Objective: Return each line holding the string "index".

Entries supplied:

+-------+

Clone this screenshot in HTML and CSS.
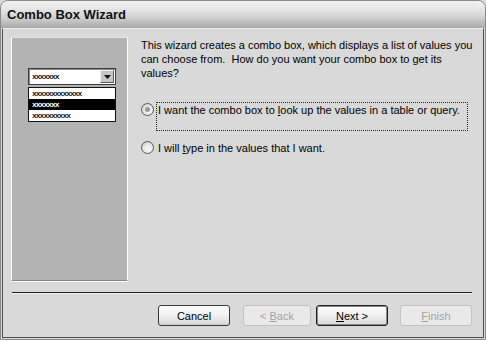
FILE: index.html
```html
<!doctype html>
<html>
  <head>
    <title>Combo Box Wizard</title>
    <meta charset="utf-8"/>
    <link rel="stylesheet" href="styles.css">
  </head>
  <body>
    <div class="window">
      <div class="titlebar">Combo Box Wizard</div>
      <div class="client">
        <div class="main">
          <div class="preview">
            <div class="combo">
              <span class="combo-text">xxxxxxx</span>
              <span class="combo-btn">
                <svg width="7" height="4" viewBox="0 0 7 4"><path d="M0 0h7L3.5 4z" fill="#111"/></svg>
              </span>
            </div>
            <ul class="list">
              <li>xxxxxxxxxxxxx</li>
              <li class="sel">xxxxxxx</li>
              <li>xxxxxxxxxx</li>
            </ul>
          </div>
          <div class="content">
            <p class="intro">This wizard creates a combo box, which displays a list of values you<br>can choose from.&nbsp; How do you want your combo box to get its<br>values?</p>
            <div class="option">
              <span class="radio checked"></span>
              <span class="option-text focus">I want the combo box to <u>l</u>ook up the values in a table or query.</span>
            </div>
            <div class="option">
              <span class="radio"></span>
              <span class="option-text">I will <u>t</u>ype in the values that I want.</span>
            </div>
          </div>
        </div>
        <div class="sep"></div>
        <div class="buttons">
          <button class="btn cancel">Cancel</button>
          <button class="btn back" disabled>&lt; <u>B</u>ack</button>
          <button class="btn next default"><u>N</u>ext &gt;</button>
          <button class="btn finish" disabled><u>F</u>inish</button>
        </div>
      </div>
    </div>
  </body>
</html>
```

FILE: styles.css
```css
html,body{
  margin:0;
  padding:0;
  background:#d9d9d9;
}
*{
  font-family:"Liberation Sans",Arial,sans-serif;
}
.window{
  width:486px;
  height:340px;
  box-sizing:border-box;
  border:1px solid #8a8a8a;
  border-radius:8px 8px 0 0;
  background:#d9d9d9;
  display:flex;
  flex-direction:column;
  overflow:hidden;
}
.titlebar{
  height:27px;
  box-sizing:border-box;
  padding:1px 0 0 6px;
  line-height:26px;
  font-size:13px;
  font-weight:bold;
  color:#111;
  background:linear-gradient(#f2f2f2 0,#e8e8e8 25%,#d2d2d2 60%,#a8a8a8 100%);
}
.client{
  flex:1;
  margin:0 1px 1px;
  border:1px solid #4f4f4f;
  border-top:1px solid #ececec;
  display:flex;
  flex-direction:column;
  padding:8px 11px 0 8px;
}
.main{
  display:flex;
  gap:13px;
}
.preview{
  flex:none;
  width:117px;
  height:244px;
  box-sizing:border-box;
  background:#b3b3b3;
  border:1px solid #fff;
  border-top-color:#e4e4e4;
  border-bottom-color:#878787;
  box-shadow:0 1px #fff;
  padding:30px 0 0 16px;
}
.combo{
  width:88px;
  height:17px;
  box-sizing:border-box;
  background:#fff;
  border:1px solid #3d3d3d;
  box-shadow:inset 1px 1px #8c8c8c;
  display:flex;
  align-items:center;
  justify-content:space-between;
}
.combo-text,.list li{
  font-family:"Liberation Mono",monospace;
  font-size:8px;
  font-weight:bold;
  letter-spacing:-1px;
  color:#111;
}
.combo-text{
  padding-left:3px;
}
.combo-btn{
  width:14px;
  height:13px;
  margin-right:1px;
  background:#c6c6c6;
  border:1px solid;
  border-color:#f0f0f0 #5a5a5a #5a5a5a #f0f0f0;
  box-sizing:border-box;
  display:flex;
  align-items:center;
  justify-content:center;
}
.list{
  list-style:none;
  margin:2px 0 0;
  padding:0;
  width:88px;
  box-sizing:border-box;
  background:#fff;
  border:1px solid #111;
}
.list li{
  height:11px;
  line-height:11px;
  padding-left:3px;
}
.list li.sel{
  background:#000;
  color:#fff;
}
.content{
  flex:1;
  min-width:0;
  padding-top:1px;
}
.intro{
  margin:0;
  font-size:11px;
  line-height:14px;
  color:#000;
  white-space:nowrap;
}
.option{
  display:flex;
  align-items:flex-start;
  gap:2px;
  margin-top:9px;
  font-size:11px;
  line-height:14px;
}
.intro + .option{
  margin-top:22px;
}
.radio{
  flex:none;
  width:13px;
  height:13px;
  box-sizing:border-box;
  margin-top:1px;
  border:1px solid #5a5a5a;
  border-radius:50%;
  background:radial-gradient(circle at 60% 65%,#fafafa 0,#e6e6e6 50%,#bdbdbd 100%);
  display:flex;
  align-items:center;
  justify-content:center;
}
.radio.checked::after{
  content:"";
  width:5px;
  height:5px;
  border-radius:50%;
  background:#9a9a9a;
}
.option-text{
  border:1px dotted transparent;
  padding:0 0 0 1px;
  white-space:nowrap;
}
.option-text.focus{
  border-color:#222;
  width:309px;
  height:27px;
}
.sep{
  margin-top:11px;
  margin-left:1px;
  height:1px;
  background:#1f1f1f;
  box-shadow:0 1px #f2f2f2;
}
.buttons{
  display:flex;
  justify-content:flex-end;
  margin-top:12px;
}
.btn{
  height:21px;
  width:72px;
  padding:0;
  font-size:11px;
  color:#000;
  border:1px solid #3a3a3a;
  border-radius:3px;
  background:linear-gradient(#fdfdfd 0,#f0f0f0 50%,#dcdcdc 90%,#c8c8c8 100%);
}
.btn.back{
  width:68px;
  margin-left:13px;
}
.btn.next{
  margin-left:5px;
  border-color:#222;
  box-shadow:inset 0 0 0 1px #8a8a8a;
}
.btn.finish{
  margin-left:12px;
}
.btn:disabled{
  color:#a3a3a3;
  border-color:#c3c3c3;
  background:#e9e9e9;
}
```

+-------+

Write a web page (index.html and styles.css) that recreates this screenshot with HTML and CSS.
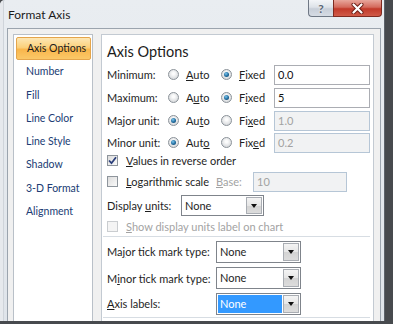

+-------+

Output for this exercise:
FILE: index.html
Write a web page (index.html and styles.css) that recreates this screenshot with HTML and CSS.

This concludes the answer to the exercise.